Dan pada awal 1990-an, setelah pulang dari Belanda, mendiang mengenalkan istilah LBH merupakan lokomotif demokrasi.
Saat itu problem demokrasi memang sudah sangat luar biasa, dan kala itu gerakan civil society sudah matang. Banyak LSM bertumbuhan, juga organisasi buruh independen, sampai kelahiran Partai Rakyat Demokratik (PRD).
Di bawah Bang Buyung LBH menjadi "ruangan" bagi segala aktivitas yang dilarang.

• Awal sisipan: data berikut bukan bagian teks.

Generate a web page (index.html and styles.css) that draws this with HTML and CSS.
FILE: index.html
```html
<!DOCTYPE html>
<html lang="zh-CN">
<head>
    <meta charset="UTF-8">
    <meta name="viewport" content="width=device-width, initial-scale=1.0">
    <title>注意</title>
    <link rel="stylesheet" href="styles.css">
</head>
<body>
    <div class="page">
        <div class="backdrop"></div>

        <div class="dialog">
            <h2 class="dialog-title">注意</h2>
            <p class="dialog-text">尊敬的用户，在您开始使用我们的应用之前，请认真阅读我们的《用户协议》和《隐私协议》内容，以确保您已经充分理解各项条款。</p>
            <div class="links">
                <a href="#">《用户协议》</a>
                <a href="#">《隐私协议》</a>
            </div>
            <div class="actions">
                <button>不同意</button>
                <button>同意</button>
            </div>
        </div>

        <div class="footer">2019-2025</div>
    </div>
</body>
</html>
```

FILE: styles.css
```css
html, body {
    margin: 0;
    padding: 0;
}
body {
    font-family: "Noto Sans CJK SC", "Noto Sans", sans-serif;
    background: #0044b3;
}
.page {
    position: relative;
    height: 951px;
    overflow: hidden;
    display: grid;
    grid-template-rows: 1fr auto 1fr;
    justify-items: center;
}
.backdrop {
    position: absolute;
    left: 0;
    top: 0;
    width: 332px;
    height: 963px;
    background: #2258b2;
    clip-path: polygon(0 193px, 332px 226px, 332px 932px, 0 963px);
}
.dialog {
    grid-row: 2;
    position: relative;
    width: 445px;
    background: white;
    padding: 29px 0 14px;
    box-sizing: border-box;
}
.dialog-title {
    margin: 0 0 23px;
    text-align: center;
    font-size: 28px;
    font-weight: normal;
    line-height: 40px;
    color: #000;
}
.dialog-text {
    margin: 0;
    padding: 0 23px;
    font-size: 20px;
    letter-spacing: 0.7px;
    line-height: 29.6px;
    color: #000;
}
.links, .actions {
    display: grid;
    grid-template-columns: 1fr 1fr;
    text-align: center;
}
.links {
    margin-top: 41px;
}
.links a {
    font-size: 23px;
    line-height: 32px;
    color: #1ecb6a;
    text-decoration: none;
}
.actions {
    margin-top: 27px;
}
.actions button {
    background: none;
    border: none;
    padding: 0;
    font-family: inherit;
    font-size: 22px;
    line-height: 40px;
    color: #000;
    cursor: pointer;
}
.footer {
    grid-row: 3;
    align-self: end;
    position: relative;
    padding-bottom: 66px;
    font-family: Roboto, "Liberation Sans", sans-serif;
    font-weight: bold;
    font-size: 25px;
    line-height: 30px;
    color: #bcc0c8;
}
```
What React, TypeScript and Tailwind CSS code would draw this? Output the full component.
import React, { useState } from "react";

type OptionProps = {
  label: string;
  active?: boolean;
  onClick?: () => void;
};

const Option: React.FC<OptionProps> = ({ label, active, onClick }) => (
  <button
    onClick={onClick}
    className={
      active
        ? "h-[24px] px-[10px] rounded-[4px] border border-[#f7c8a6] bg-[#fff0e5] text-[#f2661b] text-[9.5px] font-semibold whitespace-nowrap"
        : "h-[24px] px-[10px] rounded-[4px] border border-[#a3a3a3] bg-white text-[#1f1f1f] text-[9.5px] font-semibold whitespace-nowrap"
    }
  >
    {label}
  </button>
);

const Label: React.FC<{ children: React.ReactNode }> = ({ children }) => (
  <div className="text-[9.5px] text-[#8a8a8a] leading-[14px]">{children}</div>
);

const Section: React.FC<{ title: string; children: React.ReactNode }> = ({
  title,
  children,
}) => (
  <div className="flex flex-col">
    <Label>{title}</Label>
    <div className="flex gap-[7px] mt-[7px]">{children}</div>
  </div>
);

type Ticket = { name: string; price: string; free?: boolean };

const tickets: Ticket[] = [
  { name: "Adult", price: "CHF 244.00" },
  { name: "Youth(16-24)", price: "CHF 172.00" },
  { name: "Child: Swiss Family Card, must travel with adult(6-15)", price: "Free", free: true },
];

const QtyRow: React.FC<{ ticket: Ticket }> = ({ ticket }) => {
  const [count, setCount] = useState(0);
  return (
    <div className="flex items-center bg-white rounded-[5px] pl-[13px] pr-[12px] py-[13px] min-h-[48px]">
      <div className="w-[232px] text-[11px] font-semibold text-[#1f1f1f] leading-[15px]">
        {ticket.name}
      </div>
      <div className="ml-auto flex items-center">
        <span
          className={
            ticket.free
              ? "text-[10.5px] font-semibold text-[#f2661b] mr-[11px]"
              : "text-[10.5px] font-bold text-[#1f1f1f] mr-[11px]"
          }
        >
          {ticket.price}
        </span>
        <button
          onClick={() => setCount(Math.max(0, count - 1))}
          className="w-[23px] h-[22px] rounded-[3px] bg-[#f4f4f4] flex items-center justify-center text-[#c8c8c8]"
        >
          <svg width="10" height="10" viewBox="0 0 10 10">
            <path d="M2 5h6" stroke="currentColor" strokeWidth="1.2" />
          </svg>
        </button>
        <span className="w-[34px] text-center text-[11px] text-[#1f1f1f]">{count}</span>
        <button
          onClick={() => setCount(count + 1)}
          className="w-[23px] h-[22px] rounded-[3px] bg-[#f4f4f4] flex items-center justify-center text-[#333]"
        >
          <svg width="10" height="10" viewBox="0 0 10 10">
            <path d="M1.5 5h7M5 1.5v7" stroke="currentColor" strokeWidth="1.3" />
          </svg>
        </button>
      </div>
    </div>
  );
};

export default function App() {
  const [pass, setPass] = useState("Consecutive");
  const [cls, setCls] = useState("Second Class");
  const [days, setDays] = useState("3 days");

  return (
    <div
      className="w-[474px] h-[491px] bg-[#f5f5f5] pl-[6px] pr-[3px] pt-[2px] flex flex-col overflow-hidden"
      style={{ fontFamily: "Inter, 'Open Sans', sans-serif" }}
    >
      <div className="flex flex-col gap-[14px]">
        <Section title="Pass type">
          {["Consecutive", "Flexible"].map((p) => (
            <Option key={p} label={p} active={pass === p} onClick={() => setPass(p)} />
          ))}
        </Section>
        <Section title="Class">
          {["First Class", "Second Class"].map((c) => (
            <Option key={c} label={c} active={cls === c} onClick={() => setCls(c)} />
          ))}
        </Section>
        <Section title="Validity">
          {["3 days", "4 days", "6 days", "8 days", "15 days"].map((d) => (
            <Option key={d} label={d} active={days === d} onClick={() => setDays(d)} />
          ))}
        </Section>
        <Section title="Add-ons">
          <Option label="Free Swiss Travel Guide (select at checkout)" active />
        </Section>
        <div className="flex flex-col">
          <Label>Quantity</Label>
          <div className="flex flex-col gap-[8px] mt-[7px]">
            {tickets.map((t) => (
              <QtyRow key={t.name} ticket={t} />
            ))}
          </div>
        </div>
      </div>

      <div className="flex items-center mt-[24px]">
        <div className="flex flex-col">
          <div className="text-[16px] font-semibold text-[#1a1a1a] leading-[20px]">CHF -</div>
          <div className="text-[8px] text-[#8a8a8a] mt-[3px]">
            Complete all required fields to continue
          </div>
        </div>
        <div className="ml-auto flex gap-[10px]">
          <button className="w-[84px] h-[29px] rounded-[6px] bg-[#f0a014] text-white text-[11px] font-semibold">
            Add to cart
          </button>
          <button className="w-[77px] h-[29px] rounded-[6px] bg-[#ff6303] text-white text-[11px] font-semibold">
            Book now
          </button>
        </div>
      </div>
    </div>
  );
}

Nursyahbani Katjasungkana, wakil Direktur LBH Jakarta (1984-1987), mantan anggota DPR
'Adnan Buyung bukan pengacara yang korup'
Legacynya
berupa pendirian LBH untuk orang miskin, menginspirasi banyak orang
untuk mengambil jalan membela kaum miskin dan akan tetap dikenang
sepanjang jaman.
Dia merupakan abang dan guru bagi banyak orang.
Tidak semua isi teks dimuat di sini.